Basically, the Chicken McNugget Theorem is only interesting if a and b are coprime.

**What about 3 McNugget sizes instead of 2?** We went over the proof for 2 different McNugget sizes, but what about 3 sizes? Basically, there’s no explicit formula (and on a spring day in 1990, Frank J. Curtis published a proof that there’s no explicit formula).

But there are many algorithms to find the largest unpurchaseable amount for 3 McNugget sizes, the most notable being Rødseth’s algorithm (1978), Davison’s algorithm (1994), and Killingbergtrø’s algorithm (2000) (described here since Killingbergtrø’s original paper was only in Norwegian).

**Is the Chicken McNugget Theorem useful?** In short, yes! If you read my explanation of sexy primes, I mention that “sexy prime” is just a funny term without a lot of actual applications or consequences in math. The Chicken McNugget Theorem, however, is actually very useful.

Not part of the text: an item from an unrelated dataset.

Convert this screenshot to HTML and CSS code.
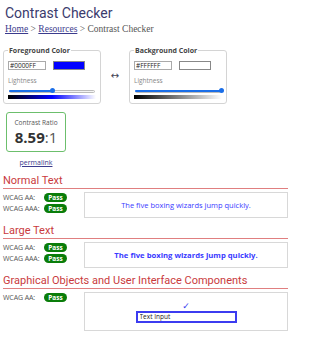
FILE: index.html
```html
<!DOCTYPE html>
<html>
  <head>
    <meta charset="utf-8" />
    <link rel="stylesheet" href="styles.css">
  </head>
  <body>
    <div class="page">
      <h1 class="title">Contrast Checker</h1>
      <p class="crumbs"><a href="#">Home</a> &gt; <a href="#">Resources</a> &gt; Contrast Checker</p>

      <div class="pickers">
        <fieldset class="picker">
          <legend>Foreground Color</legend>
          <div class="color-row">
            <input class="hex" type="text" value="#0000FF" />
            <span class="swatch" style="background:#0000ff"></span>
          </div>
          <div class="label">Lightness</div>
          <div class="slider">
            <span class="fill" style="width:50%"></span>
            <span class="thumb" style="left:50%"></span>
          </div>
          <div class="grad fg-grad"></div>
        </fieldset>

        <span class="swap">&#8596;</span>

        <fieldset class="picker">
          <legend>Background Color</legend>
          <div class="color-row">
            <input class="hex" type="text" value="#FFFFFF" />
            <span class="swatch" style="background:#ffffff"></span>
          </div>
          <div class="label">Lightness</div>
          <div class="slider">
            <span class="fill" style="width:100%"></span>
            <span class="thumb" style="left:100%"></span>
          </div>
          <div class="grad bg-grad"></div>
        </fieldset>
      </div>

      <div class="ratio-wrap">
        <div class="ratio">
          <div class="ratio-label">Contrast Ratio</div>
          <div class="ratio-value"><b>8.59</b>:1</div>
        </div>
        <a class="permalink" href="#">permalink</a>
      </div>

      <!-- normal text -->
      <h2 class="section">Normal Text</h2>
      <div class="result">
        <div class="levels">
          <div class="level"><span class="level-name">WCAG AA:</span><span class="pass">Pass</span></div>
          <div class="level"><span class="level-name">WCAG AAA:</span><span class="pass">Pass</span></div>
        </div>
        <div class="sample">The five boxing wizards jump quickly.</div>
      </div>

      <!-- large text -->
      <h2 class="section">Large Text</h2>
      <div class="result">
        <div class="levels">
          <div class="level"><span class="level-name">WCAG AA:</span><span class="pass">Pass</span></div>
          <div class="level"><span class="level-name">WCAG AAA:</span><span class="pass">Pass</span></div>
        </div>
        <div class="sample large">The five boxing wizards jump quickly.</div>
      </div>

      <!-- ui components -->
      <h2 class="section">Graphical Objects and User Interface Components</h2>
      <div class="result">
        <div class="levels">
          <div class="level"><span class="level-name">WCAG AA:</span><span class="pass">Pass</span></div>
        </div>
        <div class="sample ui">
          <span class="check">&#10003;</span>
          <input class="demo-input" type="text" value="Text Input" />
        </div>
      </div>
    </div>
  </body>
</html>
```

FILE: styles.css
```css
body {
  margin: 0;
  background: #ffffff;
  color: #444;
  font-family: "Open Sans", sans-serif;
}

.page {
  padding-left: 3px;
}

.title {
  margin: 3px 0 0 2px;
  font: 400 14px/20px Roboto, sans-serif;
  color: #3b3b6d;
}

.crumbs {
  margin: 1px 0 0 2px;
  font: 9.5px/10px "Liberation Serif", serif;
  color: #555;
}

.crumbs a {
  color: #3b3b8d;
}

/* colour pickers */
.pickers {
  display: flex;
  align-items: center;
  margin-top: 12px;
}

.picker {
  width: 98px;
  box-sizing: border-box;
  margin: 0;
  padding: 6px 4px 4px 4px;
  border: 1px solid #d4d4d4;
  border-radius: 3px;
}

.picker legend {
  padding: 0 1px;
  margin-left: 0;
  font: 700 7px/9px "Open Sans", sans-serif;
  color: #444;
}

.color-row {
  display: flex;
  align-items: center;
}

.hex {
  width: 38px;
  height: 9px;
  box-sizing: border-box;
  margin: 0 7px 0 0;
  padding: 0 1px;
  border: 1px solid #aaa;
  font: 6.5px "Open Sans", sans-serif;
  color: #222;
}

.swatch {
  width: 30px;
  height: 7px;
  border: 1px solid #888;
}

.label {
  margin-top: 6px;
  font-size: 6.5px;
  line-height: 9px;
  color: #888;
}

.slider {
  position: relative;
  height: 6px;
  margin: 3px 1px 0 1px;
}

.slider::before {
  content: "";
  position: absolute;
  left: 0;
  right: 0;
  top: 2px;
  height: 1px;
  border: 0.5px solid #bbb;
  border-radius: 2px;
  background: #f4f4f4;
}

.slider .fill {
  position: absolute;
  left: 0;
  top: 2px;
  height: 2px;
  border-radius: 1px;
  background: #1a6ee8;
}

.slider .thumb {
  position: absolute;
  top: 0;
  width: 5px;
  height: 5px;
  margin-left: -2.5px;
  border-radius: 50%;
  background: #1a6ee8;
}

.grad {
  height: 4px;
  margin-top: 1px;
}

.fg-grad {
  background: linear-gradient(to right, #000000, #0000ff 50%, #ffffff);
}

.bg-grad {
  background: linear-gradient(to right, #000000, #ffffff);
}

.swap {
  width: 28px;
  text-align: center;
  font: 10px "DejaVu Sans", sans-serif;
  color: #445;
}

/* ratio */
.ratio-wrap {
  width: 60px;
  margin: 8px 0 0 3px;
  text-align: center;
}

.ratio {
  box-sizing: border-box;
  height: 40px;
  padding-top: 5px;
  border: 1.5px solid #6cbf6c;
  border-radius: 3px;
}

.ratio-label {
  font-size: 6.5px;
  line-height: 9px;
  color: #555;
}

.ratio-value {
  font: 400 15px/20px "Open Sans", sans-serif;
  color: #555;
}

.ratio-value b {
  color: #333;
}

.permalink {
  display: block;
  margin-top: 6px;
  font: 7px/10px "Open Sans", sans-serif;
  color: #3b3b8d;
}

/* results */
.section {
  width: 285px;
  margin: 6px 0 0 0;
  padding-bottom: 1px;
  border-bottom: 1.5px solid #e07f80;
  font: 400 11px/13px Roboto, sans-serif;
  color: #c93a3d;
}

.result {
  display: flex;
  margin-top: 3px;
}

.levels {
  width: 81px;
}

.level {
  display: flex;
  align-items: center;
  height: 11px;
}

.level-name {
  width: 41px;
  font-size: 7px;
  letter-spacing: -0.1px;
  color: #555;
}

.pass {
  width: 23px;
  height: 9px;
  border-radius: 5px;
  background: #0a7d0a;
  color: #ffffff;
  font: 700 6.5px/9px "Open Sans", sans-serif;
  text-align: center;
}

.sample {
  display: flex;
  align-items: center;
  justify-content: center;
  box-sizing: border-box;
  width: 204px;
  height: 26px;
  border: 1px solid #d8d8d8;
  font-size: 7.5px;
  color: #3a3aff;
}

.sample.large {
  font-weight: 700;
  font-size: 7.7px;
}

.sample.ui {
  flex-direction: column;
  height: 39px;
}

.check {
  font: 9px/10px "DejaVu Sans", sans-serif;
  color: #3a3aef;
}

.demo-input {
  width: 101px;
  height: 12px;
  box-sizing: border-box;
  margin: 0;
  padding: 0 2px;
  border: 2px solid #3c3cf0;
  font: 6.5px "Open Sans", sans-serif;
  color: #222;
}
```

In *The Diophantine Frobenius Problem* by Jorge L. Ramírez Alfonsin, the author explains that the problem has connections to algebraic geometry, error-correcting codes, vector spaces, and monomial curves (in short, it’s related to a lot of topics important to mathematicians).

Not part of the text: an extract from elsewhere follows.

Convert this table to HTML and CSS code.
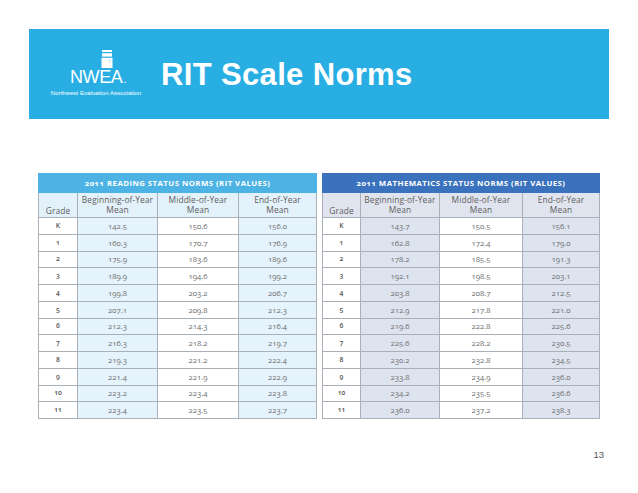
FILE: index.html
```html
<!DOCTYPE html>
<html>
<head>
<meta charset="utf-8">
<link rel="stylesheet" href="styles.css">
</head>
<body>
<header class="banner">
  <div class="logo">
    <svg class="logo-icon" width="12" height="18" viewBox="0 0 12 18">
      <rect x="1" y="0" width="10" height="2" fill="#fff"/>
      <rect x="1" y="3.2" width="10" height="3.4" fill="#fff"/>
      <rect x="0.5" y="7.8" width="11" height="10.2" fill="#fff"/>
      <rect x="8" y="9" width="1.2" height="4" fill="#bfe6f7"/>
    </svg>
    <div class="logo-word">NWEA<span class="dot">.</span></div>
    <div class="logo-sub">Northwest Evaluation Association</div>
  </div>
  <h1 class="title">RIT Scale Norms</h1>
</header>

<main class="tables">
  <table class="norms reading">
    <colgroup><col class="c-g"><col class="c-1"><col class="c-2"><col class="c-3"></colgroup>
    <thead>
      <tr class="band"><th colspan="4">2011 READING STATUS NORMS (RIT VALUES)</th></tr>
      <tr class="heads"><th class="gh">Grade</th><th>Beginning-of-Year<br>Mean</th><th>Middle-of-Year<br>Mean</th><th>End-of-Year<br>Mean</th></tr>
    </thead>
    <tbody>
      <tr><td class="g">K</td><td class="t">142.5</td><td>150.6</td><td class="t">156.0</td></tr>
      <tr><td class="g">1</td><td class="t">160.3</td><td>170.7</td><td class="t">176.9</td></tr>
      <tr><td class="g">2</td><td class="t">175.9</td><td>183.6</td><td class="t">189.6</td></tr>
      <tr><td class="g">3</td><td class="t">189.9</td><td>194.6</td><td class="t">199.2</td></tr>
      <tr><td class="g">4</td><td class="t">199.8</td><td>203.2</td><td class="t">206.7</td></tr>
      <tr><td class="g">5</td><td class="t">207.1</td><td>209.8</td><td class="t">212.3</td></tr>
      <tr><td class="g">6</td><td class="t">212.3</td><td>214.3</td><td class="t">216.4</td></tr>
      <tr><td class="g">7</td><td class="t">216.3</td><td>218.2</td><td class="t">219.7</td></tr>
      <tr><td class="g">8</td><td class="t">219.3</td><td>221.2</td><td class="t">222.4</td></tr>
      <tr><td class="g">9</td><td class="t">221.4</td><td>221.9</td><td class="t">222.9</td></tr>
      <tr><td class="g">10</td><td class="t">223.2</td><td>223.4</td><td class="t">223.8</td></tr>
      <tr><td class="g">11</td><td class="t">223.4</td><td>223.5</td><td class="t">223.7</td></tr>
    </tbody>
  </table>

  <table class="norms math">
    <colgroup><col class="c-g"><col class="c-1"><col class="c-2"><col class="c-3"></colgroup>
    <thead>
      <tr class="band"><th colspan="4">2011 MATHEMATICS STATUS NORMS (RIT VALUES)</th></tr>
      <tr class="heads"><th class="gh">Grade</th><th>Beginning-of-Year<br>Mean</th><th>Middle-of-Year<br>Mean</th><th>End-of-Year<br>Mean</th></tr>
    </thead>
    <tbody>
      <tr><td class="g">K</td><td class="t">143.7</td><td>150.5</td><td class="t">156.1</td></tr>
      <tr><td class="g">1</td><td class="t">162.8</td><td>172.4</td><td class="t">179.0</td></tr>
      <tr><td class="g">2</td><td class="t">178.2</td><td>185.5</td><td class="t">191.3</td></tr>
      <tr><td class="g">3</td><td class="t">192.1</td><td>198.5</td><td class="t">203.1</td></tr>
      <tr><td class="g">4</td><td class="t">203.8</td><td>208.7</td><td class="t">212.5</td></tr>
      <tr><td class="g">5</td><td class="t">212.9</td><td>217.8</td><td class="t">221.0</td></tr>
      <tr><td class="g">6</td><td class="t">219.6</td><td>222.8</td><td class="t">225.6</td></tr>
      <tr><td class="g">7</td><td class="t">225.6</td><td>228.2</td><td class="t">230.5</td></tr>
      <tr><td class="g">8</td><td class="t">230.2</td><td>232.8</td><td class="t">234.5</td></tr>
      <tr><td class="g">9</td><td class="t">233.8</td><td>234.9</td><td class="t">236.0</td></tr>
      <tr><td class="g">10</td><td class="t">234.2</td><td>235.5</td><td class="t">236.6</td></tr>
      <tr><td class="g">11</td><td class="t">236.0</td><td>237.2</td><td class="t">238.3</td></tr>
    </tbody>
  </table>
</main>

<footer class="pagenum">13</footer>
</body>
</html>
```

FILE: styles.css
```css
html, body {
  margin: 0;
  padding: 0;
  background: #ffffff;
}
body {
  width: 638px;
  height: 493px;
  overflow: hidden;
  font-family: "Liberation Sans", Arial, sans-serif;
}

.banner {
  margin: 29px 0 0 29px;
  width: 580px;
  height: 90px;
  background: #29aee4;
  display: flex;
  align-items: flex-start;
  box-sizing: border-box;
  padding: 21px 0 0 20px;
}

.logo {
  width: 94px;
  display: flex;
  flex-direction: column;
  align-items: center;
  color: #fff;
}
.logo-icon {
  display: block;
  margin-left: 22px;
}
.logo-word {
  font-family: "Liberation Sans", Arial, sans-serif;
  font-weight: 400;
  font-size: 18px;
  line-height: 15px;
  margin-top: 2px;
  letter-spacing: -0.4px;
  margin-left: 4px;
}
.logo-word .dot {
  font-size: 11px;
  margin-left: 1px;
}
.logo-sub {
  font-size: 6px;
  line-height: 7px;
  margin-top: 3px;
  white-space: nowrap;
  letter-spacing: 0.05px;
}

.title {
  margin: 7px 0 0 18px;
  font-size: 31px;
  font-weight: 700;
  line-height: 36px;
  color: #ffffff;
  letter-spacing: 0.35px;
}

.tables {
  display: flex;
  gap: 5px;
  margin: 54px 0 0 38px;
}

.norms {
  border-collapse: collapse;
  table-layout: fixed;
  font-family: "Open Sans", "Lato", sans-serif;
  color: #707070;
  font-variant-numeric: oldstyle-nums;
}
.reading { width: 278px; }
.math { width: 277px; }

.reading .c-g { width: 39px; }
.reading .c-1 { width: 80px; }
.reading .c-2 { width: 81px; }
.reading .c-3 { width: 78px; }
.math .c-g { width: 38px; }
.math .c-1 { width: 79px; }
.math .c-2 { width: 83px; }
.math .c-3 { width: 77px; }

.norms th, .norms td {
  padding: 0;
  text-align: center;
  border: 1px solid #a9b0b8;
}

.band th {
  height: 18px;
  color: #ffffff;
  font-size: 7.8px;
  font-weight: 700;
  letter-spacing: 0.45px;
  vertical-align: middle;
}
.reading .band th { background: #4db3e5; border-color: #4db3e5; }
.math .band th { background: #3a72bd; border-color: #3a72bd; }

.heads th {
  height: 23px;
  font-size: 8.4px;
  font-weight: 400;
  line-height: 10px;
  color: #5e5e5e;
  vertical-align: middle;
  letter-spacing: 0.1px;
}
.heads th.gh {
  vertical-align: bottom;
  padding-bottom: 1px;
}
.reading .heads th { background: #e3f1fa; }
.math .heads th { background: #e0e4ef; }

.norms td {
  height: 15.75px;
  font-size: 7.8px;
  line-height: 10px;
  background: #ffffff;
}
.norms td.g {
  font-size: 6.8px;
  font-weight: 600;
  color: #555;
}
.reading td.t { background: #e5f3fc; }
.math td.t { background: #dee3f0; }

.pagenum {
  margin: 30px 0 0 0;
  width: 604px;
  text-align: right;
  font-family: "Liberation Sans", Arial, sans-serif;
  font-size: 9.5px;
  color: #555;
}
```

Also, the problem can help us understand the time complexity of Shellsort. Basically, there’s a sorting algorithm called Shellsort, but we don’t know how long it takes the algorithm to run, at least not today. The exact time is still an unsolved problem. The Chicken McNugget Theorem helps us get a better sense of how long the algorithm takes.

# Conclusion

The BTS Chicken McNugget meal is no longer with us, for now. But even though now we can only buy regularly-packaged Chicken McNuggets, streaming “Butter” and longing for a time past, we know from the Chicken McNugget Theorem that some amounts of McNuggets were always unpurchaseable. Some amounts of Chicken McNuggets were always out of our McGrasp.

If there’s a lesson here, other than how to prove the Chicken McNugget Theorem, it’s that math can show how complicated anything truly is deep down. Even something as small and simple as a Chicken McNugget.